Aparentemente, os jornais que recorrem a este tipo de financiamento, alegam que a independência do jornalista está sempre garantida, quer porque a sua entidade patronal não é o mecenas – apesar de ser o financiador – quer porque o leitor sabe à partida que o trabalho jornalístico tem o apoio de uma marca comercial.

Podemos, naturalmente, alegar que essa simples menção é uma honestidade que muitos órgãos de comunicação social não têm. Afinal, direta ou indiretamente a publicidade é a principal fonte de receita de um jornal e entre a oferta de um bilhete de avião ou um anúncio pago de igual valor a diferença é nenhuma… ou talvez não.

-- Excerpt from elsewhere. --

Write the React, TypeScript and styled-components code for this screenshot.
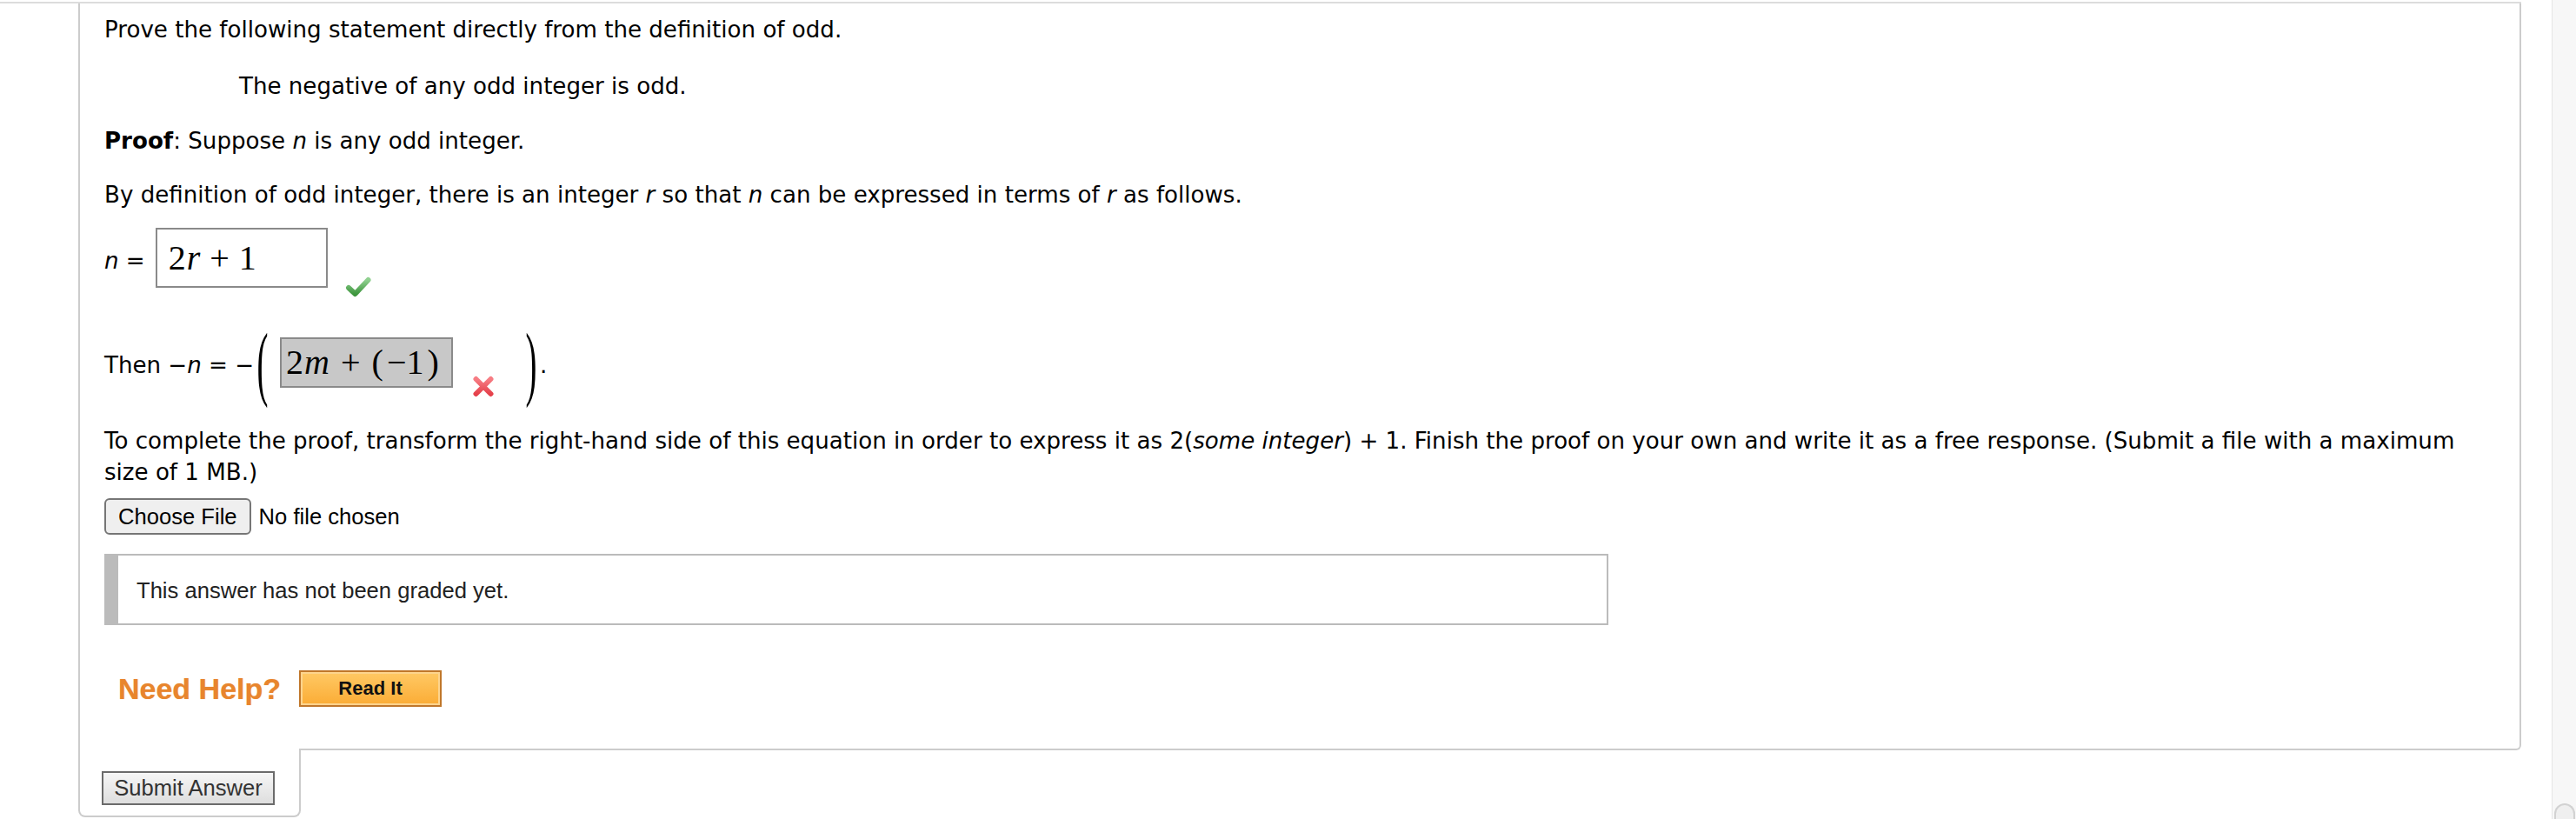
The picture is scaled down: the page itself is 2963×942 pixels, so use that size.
import React from 'react';
import styled, { createGlobalStyle } from 'styled-components';

const GlobalStyle = createGlobalStyle`
  html, body {
    margin: 0;
    padding: 0;
    background: #ffffff;
    overflow: hidden;
  }
  body {
    font-family: "DejaVu Sans", Verdana, sans-serif;
    color: #000;
  }
`;

const Shell = styled.div`
  display: flex;
  width: 2963px;
  height: 942px;
  overflow: hidden;
`;

const Stage = styled.div`
  display: flex;
  align-items: flex-start;
  width: 2900px;
  margin-top: 2px;
  border-top: 2px solid #dcdcdc;
  align-self: flex-start;
`;

const Gutter = styled.div`
  width: 90px;
  flex-shrink: 0;
`;

const Column = styled.div`
  flex: 1;
  display: flex;
  flex-direction: column;
`;

const Card = styled.div`
  border-left: 2px solid #cccccc;
  border-right: 2px solid #cccccc;
  border-bottom: 2px solid #cccccc;
  border-bottom-right-radius: 6px;
  padding: 13px 28px 48px 28px;
  font-size: 26.1px;
`;

const Para = styled.p<{ $gap: number; $indent?: number; $lh?: number }>`
  margin: ${p => p.$gap}px 0 0 0;
  padding-left: ${p => p.$indent || 0}px;
  line-height: ${p => p.$lh || 34}px;
`;

const MathRow = styled.div<{ $gap: number; $height: number }>`
  display: flex;
  align-items: center;
  height: ${p => p.$height}px;
  margin-top: ${p => p.$gap}px;
  line-height: 34px;
`;

const Label = styled.span`
  white-space: pre;
  padding-top: 6px;
`;

const AnswerBox = styled.div<{ $graded?: boolean }>`
  display: flex;
  align-items: center;
  box-sizing: border-box;
  width: ${p => (p.$graded ? 199 : 198)}px;
  height: ${p => (p.$graded ? 58 : 69)}px;
  margin-left: ${p => (p.$graded ? 10 : 12)}px;
  padding-left: ${p => (p.$graded ? 5 : 13)}px;
  border: 2px solid #8a8a8a;
  background: ${p => (p.$graded ? '#c8c8c8' : '#ffffff')};
  font-family: "Liberation Serif", "Times New Roman", serif;
  font-size: 40px;
  line-height: 1;
  white-space: nowrap;
`;

const Var = styled.i`
  font-style: italic;
  margin-left: 1px;
`;

const Op = styled.span<{ $wide?: boolean }>`
  margin: 0 ${p => (p.$wide ? 13 : 11)}px;
`;

const Group = styled.span`
  margin: 0 4px;
`;

const Fence = styled.span<{ $gap?: number }>`
  display: inline-flex;
  align-items: center;
  justify-content: center;
  height: 76px;
  width: 20px;
  margin-left: ${p => p.$gap || 0}px;
  font-family: "Liberation Serif", "Times New Roman", serif;
  font-size: 54px;
  line-height: 1;
  transform: scale(0.72, 1.75);
`;

const Mark = styled.span<{ $drop: number; $gap: number }>`
  display: inline-flex;
  align-self: flex-end;
  margin-bottom: -${p => p.$drop}px;
  margin-left: ${p => p.$gap}px;
`;

const FileRow = styled.div`
  display: flex;
  align-items: center;
  margin-top: 12px;
  font-family: "Liberation Sans", Arial, sans-serif;
  font-size: 25.6px;
`;

const FileButton = styled.button`
  height: 42px;
  padding: 0 14px;
  border: 2px solid #767676;
  border-radius: 6px;
  background: #efefef;
  font-family: "Liberation Sans", Arial, sans-serif;
  font-size: 25.6px;
  color: #000;
`;

const FileName = styled.span`
  margin-left: 9px;
`;

const GradedNote = styled.div`
  box-sizing: border-box;
  width: 1730px;
  height: 82px;
  margin-top: 22px;
  padding: 25px 0 0 21px;
  border: 2px solid #bbbbbb;
  border-left: 16px solid #bbbbbb;
  font-family: "Liberation Sans", Arial, sans-serif;
  font-size: 25.6px;
  line-height: 30px;
  color: #222;
`;

const HelpRow = styled.div`
  display: flex;
  align-items: center;
  height: 42px;
  margin-top: 52px;
  padding-left: 16px;
`;

const HelpTitle = styled.span`
  font-family: "Liberation Sans", Arial, sans-serif;
  font-weight: bold;
  font-size: 34px;
  color: #e8852d;
  text-shadow: 0 0 1px rgba(232, 133, 45, 0.6);
`;

const ReadButton = styled.button`
  box-sizing: border-box;
  width: 164px;
  height: 42px;
  margin-left: 21px;
  border: 2px solid #c0772a;
  box-shadow: inset 0 0 0 2px #fdd48e;
  background: linear-gradient(#ffc965, #fbac35);
  font-family: "Liberation Sans", Arial, sans-serif;
  font-weight: bold;
  font-size: 22px;
  color: #111;
`;

const SubmitTab = styled.div`
  box-sizing: border-box;
  width: 256px;
  height: 79px;
  margin-top: -2px;
  padding: 26px 0 0 25px;
  border: 2px solid #cccccc;
  border-top: none;
  border-radius: 0 0 8px 8px;
  background: #ffffff;
`;

const SubmitButton = styled.button`
  box-sizing: border-box;
  width: 199px;
  height: 39px;
  padding: 0;
  border: 2px solid #6b6b6b;
  background: linear-gradient(#f6f6f6, #dedede);
  font-family: "Liberation Sans", Arial, sans-serif;
  font-size: 25.6px;
  color: #333;
`;

const Spacer = styled.div`
  width: 35px;
  flex-shrink: 0;
`;

const Scrollbar = styled.div`
  width: 27px;
  flex-shrink: 0;
  display: flex;
  flex-direction: column;
  justify-content: flex-end;
  border-left: 1px solid #e6e6e6;
  background: #f7f7f7;
`;

const Thumb = styled.div`
  width: 20px;
  height: 16px;
  margin: 0 auto;
  border: 2px solid #d2d2d2;
  border-bottom: none;
  border-radius: 12px 12px 0 0;
  background: #efefef;
`;

const CheckIcon = () => (
  <svg width="30" height="24" viewBox="0 0 30 24">
    <defs>
      <linearGradient id="chk" x1="0" y1="0" x2="0" y2="1">
        <stop offset="0" stopColor="#8fd08f" />
        <stop offset="1" stopColor="#3e963e" />
      </linearGradient>
    </defs>
    <path d="M4 13 L11.5 20 L26.5 4" fill="none" stroke="url(#chk)" strokeWidth="6" strokeLinecap="round" strokeLinejoin="round" />
  </svg>
);

const CrossIcon = () => (
  <svg width="26" height="25" viewBox="0 0 26 25">
    <defs>
      <linearGradient id="crs" x1="0" y1="0" x2="0" y2="1">
        <stop offset="0" stopColor="#f77d84" />
        <stop offset="1" stopColor="#e5414b" />
      </linearGradient>
    </defs>
    <path d="M4.5 4 L21.5 21 M21.5 4 L4.5 21" fill="none" stroke="url(#crs)" strokeWidth="6" strokeLinecap="round" />
  </svg>
);

const App: React.FC = () => {
  return (
    <Shell>
      <GlobalStyle />
      <Stage>
        <Gutter />
        <Column>
          <Card>
            <Para $gap={0}>Prove the following statement directly from the definition of odd.</Para>
            <Para $gap={31} $indent={155}>The negative of any odd integer is odd.</Para>
            <Para $gap={29}>
              <b>Proof</b>: Suppose <i>n</i> is any odd integer.
            </Para>
            <Para $gap={28}>
              By definition of odd integer, there is an integer <i>r</i> so that <i>n</i> can be expressed in terms
              of <i>r</i> as follows.
            </Para>

            <MathRow $gap={21} $height={69}>
              <Label>
                <i>n</i> =
              </Label>
              <AnswerBox>
                <span>2</span>
                <Var>r</Var>
                <Op>+</Op>
                <span>1</span>
              </AnswerBox>
              <Mark $drop={11} $gap={20}>
                <CheckIcon />
              </Mark>
            </MathRow>

            <MathRow $gap={48} $height={76}>
              <Label>
                Then −<i>n</i> = −
              </Label>
              <Fence>(</Fence>
              <AnswerBox $graded>
                <span>2</span>
                <Var>m</Var>
                <Op $wide>+</Op>
                <span>(</span>
                <Group>−1</Group>
                <span>)</span>
              </AnswerBox>
              <Mark $drop={2} $gap={22}>
                <CrossIcon />
              </Mark>
              <Fence $gap={32}>)</Fence>
              <Label>.</Label>
            </MathRow>

            <Para $gap={34} $lh={36}>
              To complete the proof, transform the right-hand side of this equation in order to express it as 2(
              <i>some integer</i>) + 1. Finish the proof on your own and write it as a free response. (Submit a file
              with a maximum size of 1 MB.)
            </Para>

            <FileRow>
              <FileButton>Choose File</FileButton>
              <FileName>No file chosen</FileName>
            </FileRow>

            <GradedNote>This answer has not been graded yet.</GradedNote>

            <HelpRow>
              <HelpTitle>Need Help?</HelpTitle>
              <ReadButton>Read It</ReadButton>
            </HelpRow>
          </Card>
          <SubmitTab>
            <SubmitButton>Submit Answer</SubmitButton>
          </SubmitTab>
        </Column>
      </Stage>
      <Spacer />
      <Scrollbar>
        <Thumb />
      </Scrollbar>
    </Shell>
  );
};

export default App;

Dizer que o jornalista não sofre nenhum condicionamento é um disparate sem sentido. Não só porque em tempos de crise o jornalista procura proteger o seu posto de trabalho e, consequentemente, a sua empresa mas também porque o jornalista é condicionado pela forma como os outros o veem, ou pela forma como quer ser visto. E este risco não é menor do que o outro.

Proteger o mecenas, ou preocupar-se pelo modo como o seu trabalho é visto pelo investidor é apenas uma parte do problema. Fiscalizar em excesso e destacar o que não merece referência, para demonstrar a sua independência é o reverso da medalha. Atitudes que não são assim tão incomuns, basta ver o cuidado que têm os órgãos de comunicação social públicos em fiscalizar o Estado e a pressão – discreta ou notória – com que o poder político retribui.

A atividade jornalística obriga os profissionais de media a andar sobre o fio da navalha, evitando tombar entre a obsessão e o deslumbramento. O patrocínio e o mecenato são mais dois elementos para causar desequilíbrio.